Stated exercise: Scan the records for the string "page"; copy each line where it occurs.

======

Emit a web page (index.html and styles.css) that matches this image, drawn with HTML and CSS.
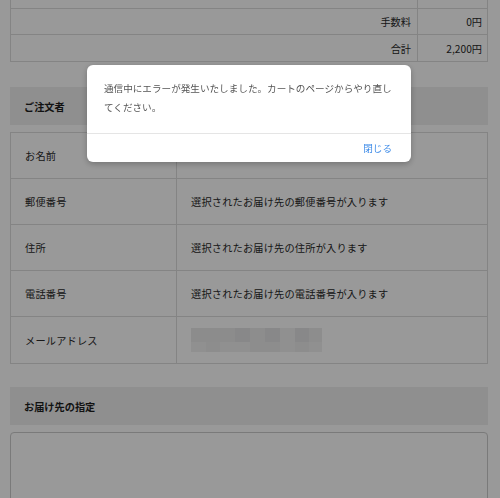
FILE: index.html
```html
<!DOCTYPE html>
<html lang="ja">
<head>
<meta charset="utf-8">
<link rel="stylesheet" href="styles.css">
</head>
<body>
<div class="page">
  <div class="summary">
    <div class="srow"><div class="slabel"></div><div class="sval"></div></div>
    <div class="srow"><div class="slabel">手数料</div><div class="sval">0円</div></div>
    <div class="srow"><div class="slabel">合計</div><div class="sval">2,200円</div></div>
  </div>

  <h2 class="section-head first">ご注文者</h2>
  <div class="info">
    <div class="irow"><div class="ilabel">お名前</div><div class="ival"></div></div>
    <div class="irow"><div class="ilabel">郵便番号</div><div class="ival">選択されたお届け先の郵便番号が入ります</div></div>
    <div class="irow"><div class="ilabel">住所</div><div class="ival">選択されたお届け先の住所が入ります</div></div>
    <div class="irow"><div class="ilabel">電話番号</div><div class="ival">選択されたお届け先の電話番号が入ります</div></div>
    <div class="irow"><div class="ilabel">メールアドレス</div><div class="ival">
      <div class="mosaic">
        <span class="m w44 c1"></span><span class="m w15 c2"></span><span class="m w15 c3"></span><span class="m w15 c2"></span><span class="m w15 c4"></span><span class="m w14 c2"></span><span class="m w13 c3"></span>
        <span class="m w15 c4 lo"></span><span class="m w14 c3 lo"></span><span class="m w30 c4 lo"></span><span class="m w30 c3 lo"></span><span class="m w15 c4 lo"></span><span class="m w14 c3 lo"></span><span class="m w13 c4 lo"></span>
      </div>
    </div></div>
  </div>

  <h2 class="section-head">お届け先の指定</h2>
  <div class="dest-box"></div>
</div>

<div class="overlay"></div>
<div class="modal">
  <p class="modal-body">通信中にエラーが発生いたしました。カートのページからやり直してください。</p>
  <div class="modal-foot"><button class="close-btn">閉じる</button></div>
</div>
</body>
</html>
```
FILE: styles.css
```css
html, body {
  margin: 0;
  padding: 0;
  background: #fff;
  height: 100%;
  overflow: hidden;
}
body {
  font-family: "Noto Sans CJK JP", "Noto Sans", sans-serif;
  color: #2a2a2a;
}
.page {
  padding: 0 12px 0 10px;
}
.summary {
  margin-top: -17px;
  border-left: 1px solid #ddd;
  border-right: 1px solid #ddd;
}
.srow {
  display: grid;
  grid-template-columns: 1fr 69px;
  height: 25px;
  border-bottom: 1px solid #ddd;
  font-size: 10.2px;
}
.srow:last-child {
  height: 26px;
}
.slabel {
  border-right: 1px solid #ddd;
  padding-right: 6px;
  display: flex;
  align-items: center;
  justify-content: flex-end;
}
.sval {
  display: flex;
  align-items: center;
  justify-content: flex-end;
  padding-right: 5px;
}
.section-head {
  margin: 23px 0 0;
  height: 38px;
  background: #eee;
  font-size: 10.2px;
  font-weight: bold;
  color: #1e1e1e;
  display: flex;
  align-items: center;
  padding-left: 14px;
}
.section-head.first {
  margin-top: 25px;
}
.info {
  margin-top: 7px;
  border: 1px solid #ddd;
}
.irow {
  display: grid;
  grid-template-columns: 166px 1fr;
  height: 45px;
  border-bottom: 1px solid #ddd;
  font-size: 10.2px;
  letter-spacing: 0.2px;
}
.irow:last-child {
  border-bottom: none;
  height: 46px;
}
.ilabel {
  border-right: 1px solid #ddd;
  padding-left: 14px;
  display: flex;
  align-items: center;
}
.ival {
  padding-left: 14px;
  display: flex;
  align-items: center;
}
.mosaic {
  display: flex;
  flex-wrap: wrap;
  width: 131px;
  height: 24px;
  background: #eeeeee;
}
.m { display: block; height: 14px; }
.m.lo { height: 10px; }
.w44 { width: 44px; }
.w30 { width: 30px; }
.w15 { width: 15px; }
.w14 { width: 14px; }
.w13 { width: 13px; }
.c1 { background: #e9e9e9; }
.c2 { background: #e3e3e5; }
.c3 { background: #ececec; }
.c4 { background: #f1f1f1; }
.dest-box {
  margin-top: 7px;
  height: 200px;
  border: 1px solid #ccc;
  border-radius: 4px;
}
.overlay {
  position: fixed;
  inset: 0;
  background: rgba(0, 0, 0, 0.4);
}
.modal {
  position: fixed;
  left: 87px;
  top: 65px;
  width: 324px;
  background: #fff;
  border-radius: 6px;
  box-shadow: 0 2px 6px rgba(0, 0, 0, 0.25);
}
.modal-body {
  margin: 0;
  padding: 14px 17px 16px;
  font-size: 9.6px;
  line-height: 19px;
  color: #555;
}
.modal-foot {
  border-top: 1px solid #e5e5e5;
  height: 28px;
  display: flex;
  align-items: center;
  justify-content: flex-end;
  padding-right: 19px;
}
.close-btn {
  border: none;
  background: none;
  padding: 0;
  font-family: inherit;
  font-size: 9.6px;
  color: #3d8be8;
  cursor: pointer;
}
```
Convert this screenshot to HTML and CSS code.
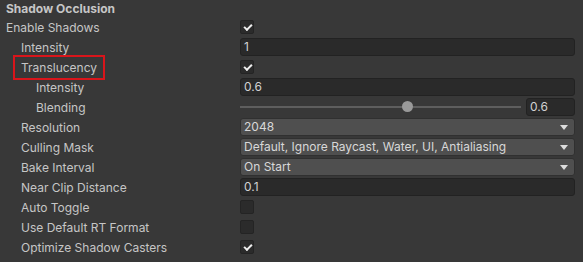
FILE: index.html
```html
<!DOCTYPE html>
<html>
<head>
<meta charset="utf-8">
<link rel="stylesheet" href="styles.css">
</head>
<body>
<div class="panel">
  <div class="heading">Shadow Occlusion</div>
  <div class="row"><div class="label l0">Enable Shadows</div><div class="field"><span class="check on"></span></div></div>
  <div class="row"><div class="label l1">Intensity</div><div class="field"><div class="text">1</div></div></div>
  <div class="row"><div class="label l1"><span class="hl">Translucency</span></div><div class="field"><span class="check on"></span></div></div>
  <div class="row"><div class="label l2">Intensity</div><div class="field"><div class="text">0.6</div></div></div>
  <div class="row"><div class="label l2">Blending</div><div class="field slider-field"><div class="track"><span class="thumb"></span></div><div class="text num">0.6</div></div></div>
  <div class="row"><div class="label l1">Resolution</div><div class="field"><div class="drop">2048<span class="arrow"></span></div></div></div>
  <div class="row"><div class="label l1">Culling Mask</div><div class="field"><div class="drop">Default, Ignore Raycast, Water, UI, Antialiasing<span class="arrow"></span></div></div></div>
  <div class="row"><div class="label l1">Bake Interval</div><div class="field"><div class="drop">On Start<span class="arrow"></span></div></div></div>
  <div class="row"><div class="label l1">Near Clip Distance</div><div class="field"><div class="text">0.1</div></div></div>
  <div class="row"><div class="label l1">Auto Toggle</div><div class="field"><span class="check"></span></div></div>
  <div class="row"><div class="label l1">Use Default RT Format</div><div class="field"><span class="check"></span></div></div>
  <div class="row"><div class="label l1">Optimize Shadow Casters</div><div class="field"><span class="check on"></span></div></div>
</div>
</body>
</html>
```
FILE: styles.css
```css
html, body {
  margin: 0;
  padding: 0;
  background: #383838;
}
body {
  width: 583px;
  height: 262px;
  overflow: hidden;
  font-family: Inter, "Noto Sans", sans-serif;
  font-size: 12px;
  color: #c6c6c6;
}
.panel {
  display: flex;
  flex-direction: column;
  padding-right: 8px;
}
.heading {
  height: 17px;
  line-height: 17px;
  padding-left: 6px;
  font-weight: 700;
  color: #c6c6c6;
}
.row {
  height: 20px;
  display: flex;
  align-items: center;
}
.label {
  width: 240px;
  flex: none;
  white-space: nowrap;
}
.l0 { padding-left: 6px; box-sizing: border-box; }
.l1 { padding-left: 21px; box-sizing: border-box; }
.l2 { padding-left: 36px; box-sizing: border-box; }
.hl {
  position: relative;
}
.hl::after {
  content: "";
  position: absolute;
  left: -8px;
  right: -8px;
  top: -5px;
  bottom: -5px;
  border: 2px solid #d9151b;
}
.field {
  flex: 1;
  display: flex;
  align-items: center;
  height: 18px;
}
.text {
  flex: 1;
  height: 18px;
  box-sizing: border-box;
  background: #2a2a2a;
  border: 1px solid #222;
  border-radius: 3px;
  padding-left: 3px;
  line-height: 16px;
  color: #d2d2d2;
}
.drop {
  flex: 1;
  position: relative;
  height: 18px;
  box-sizing: border-box;
  background: #4f4f4f;
  border: 1px solid #303030;
  border-radius: 3px;
  padding-left: 3px;
  line-height: 16px;
  color: #d8d8d8;
}
.arrow {
  position: absolute;
  right: 6px;
  top: 6px;
  width: 0;
  height: 0;
  border-left: 4px solid transparent;
  border-right: 4px solid transparent;
  border-top: 5px solid #dcdcdc;
}
.check {
  width: 14px;
  height: 14px;
  box-sizing: border-box;
  background: #2b2b2b;
  border: 1px solid #242424;
  border-radius: 2px;
  position: relative;
}
.check.on::after {
  content: "";
  position: absolute;
  left: 3px;
  top: 1px;
  width: 6px;
  height: 3px;
  border-left: 2px solid #eeeeee;
  border-bottom: 2px solid #eeeeee;
  transform: translate(0, 2px) rotate(-45deg);
}
.slider-field {
  gap: 5px;
}
.track {
  flex: 1;
  height: 2px;
  background: #5e5e5e;
  position: relative;
}
.thumb {
  position: absolute;
  left: 162px;
  top: -5px;
  width: 11px;
  height: 11px;
  border-radius: 50%;
  background: #999999;
}
.text.num {
  flex: none;
  width: 49px;
}
```
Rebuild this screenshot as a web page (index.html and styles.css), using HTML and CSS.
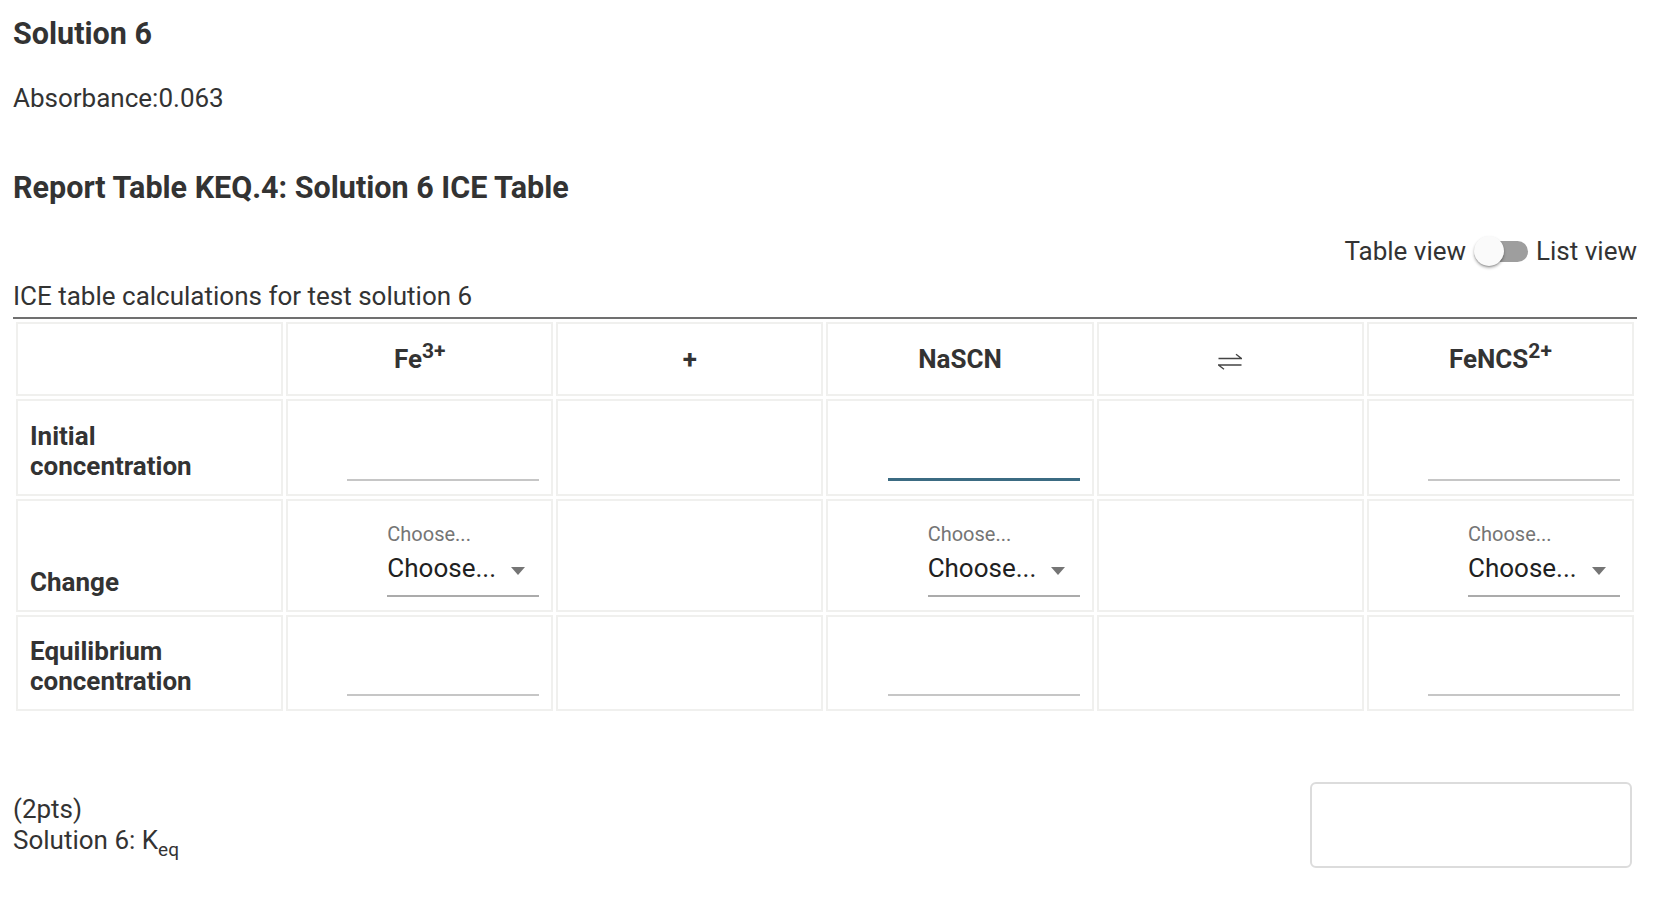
FILE: index.html
```html
<!DOCTYPE html>
<html lang="en">
<head>
<meta charset="utf-8">
<title>Solution 6</title>
<link rel="stylesheet" href="styles.css">
</head>
<body>
<main class="page">
  <h2 class="title">Solution 6</h2>
  <p class="absorb">Absorbance:0.063</p>
  <h2 class="report">Report Table KEQ.4: Solution 6 ICE Table</h2>
  <div class="toggle-row">
    <span class="toggle-text">Table view</span>
    <span class="switch"><span class="track"></span><span class="thumb"></span></span>
    <span class="toggle-text">List view</span>
  </div>
  <div class="caption">ICE table calculations for test solution 6</div>
  <table class="ice">
    <tr class="row-head">
      <th class="corner"></th>
      <th>Fe<sup>3+</sup></th>
      <th>+</th>
      <th>NaSCN</th>
      <th>
        <svg class="eq-arrow" width="24" height="17" viewBox="0 0 24 17">
          <path d="M0.5 5.5 H23.5 L18 1.2" fill="none" stroke="#444" stroke-width="1.3"/>
          <path d="M23.5 12 H0.5 L6 16.3" fill="none" stroke="#444" stroke-width="1.3"/>
        </svg>
      </th>
      <th>FeNCS<sup>2+</sup></th>
    </tr>
    <tr class="row-init">
      <th class="label">Initial<br>concentration</th>
      <td class="field"><div class="inp"></div></td>
      <td></td>
      <td class="field"><div class="inp focus"></div></td>
      <td></td>
      <td class="field"><div class="inp"></div></td>
    </tr>
    <tr class="row-change">
      <th class="label">Change</th>
      <td class="field">
        <div class="sel">
          <div class="sel-label">Choose...</div>
          <div class="sel-value"><span>Choose...</span><span class="caret"></span></div>
        </div>
      </td>
      <td></td>
      <td class="field">
        <div class="sel">
          <div class="sel-label">Choose...</div>
          <div class="sel-value"><span>Choose...</span><span class="caret"></span></div>
        </div>
      </td>
      <td></td>
      <td class="field">
        <div class="sel">
          <div class="sel-label">Choose...</div>
          <div class="sel-value"><span>Choose...</span><span class="caret"></span></div>
        </div>
      </td>
    </tr>
    <tr class="row-eq">
      <th class="label">Equilibrium<br>concentration</th>
      <td class="field"><div class="inp"></div></td>
      <td></td>
      <td class="field"><div class="inp"></div></td>
      <td></td>
      <td class="field"><div class="inp"></div></td>
    </tr>
  </table>
  <div class="keq-row">
    <div class="keq-label">(2pts)<br>Solution 6: K<sub>eq</sub></div>
    <div class="keq-box"></div>
  </div>
</main>
</body>
</html>
```

FILE: styles.css
```css
html, body {
  margin: 0;
  padding: 0;
  background: #ffffff;
}

body {
  font-family: Roboto, "Noto Sans", "Liberation Sans", sans-serif;
  color: #333333;
}

.page {
  padding: 0 43px 0 13px;
}

.title {
  margin: 16px 0 0;
  font-size: 30.5px;
  line-height: 36px;
  font-weight: 700;
  color: #333;
}

.absorb {
  margin: 30px 0 0;
  font-size: 26px;
  line-height: 32px;
  font-weight: 400;
}

.report {
  margin: 56px 0 0;
  font-size: 30.5px;
  line-height: 36px;
  font-weight: 700;
  color: #333;
}

.toggle-row {
  margin-top: 29px;
  height: 32px;
  display: flex;
  justify-content: flex-end;
  align-items: center;
  gap: 8px;
  font-size: 26px;
  line-height: 32px;
}

.switch {
  position: relative;
  width: 54px;
  height: 30px;
  display: inline-block;
}

.track {
  position: absolute;
  left: 16px;
  top: 5px;
  width: 38px;
  height: 21px;
  border-radius: 11px;
  background: #9e9e9e;
}

.thumb {
  position: absolute;
  left: 0;
  top: 0;
  width: 30px;
  height: 30px;
  border-radius: 50%;
  background: #fafafa;
  box-shadow: 0 2px 3px rgba(0, 0, 0, 0.3), 0 1px 1px rgba(0, 0, 0, 0.15);
}

.caption {
  margin-top: 13px;
  font-size: 26px;
  line-height: 32px;
  padding-bottom: 5px;
  border-bottom: 2px solid #707070;
}

.ice {
  width: 100%;
  table-layout: fixed;
  border-collapse: separate;
  border-spacing: 3px;
}

.ice th,
.ice td {
  border: 2px solid #f0f0ee;
  padding: 0 12px 13px 12px;
  font-size: 26px;
  line-height: 30px;
  color: #333;
}

.row-head th {
  font-weight: 700;
  text-align: center;
  vertical-align: middle;
  padding: 0 8px;
}

.row-head { height: 74px; }
.row-init { height: 97px; }
.row-change { height: 113px; }
.row-eq { height: 96px; }

.ice sup {
  font-size: 21px;
  line-height: 0;
  vertical-align: 10px;
}

.eq-arrow {
  display: inline-block;
  vertical-align: -2px;
}

.label {
  text-align: left;
  font-weight: 700;
  vertical-align: bottom;
}

.ice td {
  vertical-align: bottom;
}

.field {
  text-align: right;
}

.inp {
  display: inline-block;
  width: 192px;
  height: 40px;
  border-bottom: 2px solid #c6c6c6;
  vertical-align: bottom;
}

.inp.focus {
  border-bottom: 3px solid #3b6b82;
  height: 39px;
}

.sel {
  display: inline-block;
  width: 152px;
  text-align: left;
  border-bottom: 2px solid #ababab;
  vertical-align: bottom;
}

.sel-label {
  font-size: 20px;
  line-height: 24px;
  color: #757575;
  margin-bottom: 5px;
}

.sel-value {
  display: flex;
  align-items: center;
  font-size: 26px;
  line-height: 34px;
  color: #212121;
  padding-bottom: 10px;
}

.caret {
  width: 0;
  height: 0;
  margin-left: 15px;
  margin-top: 6px;
  border-left: 7.5px solid transparent;
  border-right: 7.5px solid transparent;
  border-top: 8px solid #757575;
}

.keq-row {
  margin-top: 68px;
  display: flex;
  justify-content: space-between;
  align-items: center;
}

.keq-label {
  font-size: 26px;
  line-height: 31px;
  color: #333;
}

.keq-label sub {
  font-size: 19px;
  line-height: 0;
  vertical-align: -7px;
}

.keq-box {
  width: 318px;
  height: 82px;
  margin-right: 5px;
  border: 2px solid #dcdcdc;
  border-radius: 6px;
}
```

======

Answer to the exercise:
Emit a web page (index.html and styles.css) that matches this image, drawn with HTML and CSS.
<div class="page">
.page {
Rebuild this screenshot as a web page (index.html and styles.css), using HTML and CSS.
<main class="page">
.page {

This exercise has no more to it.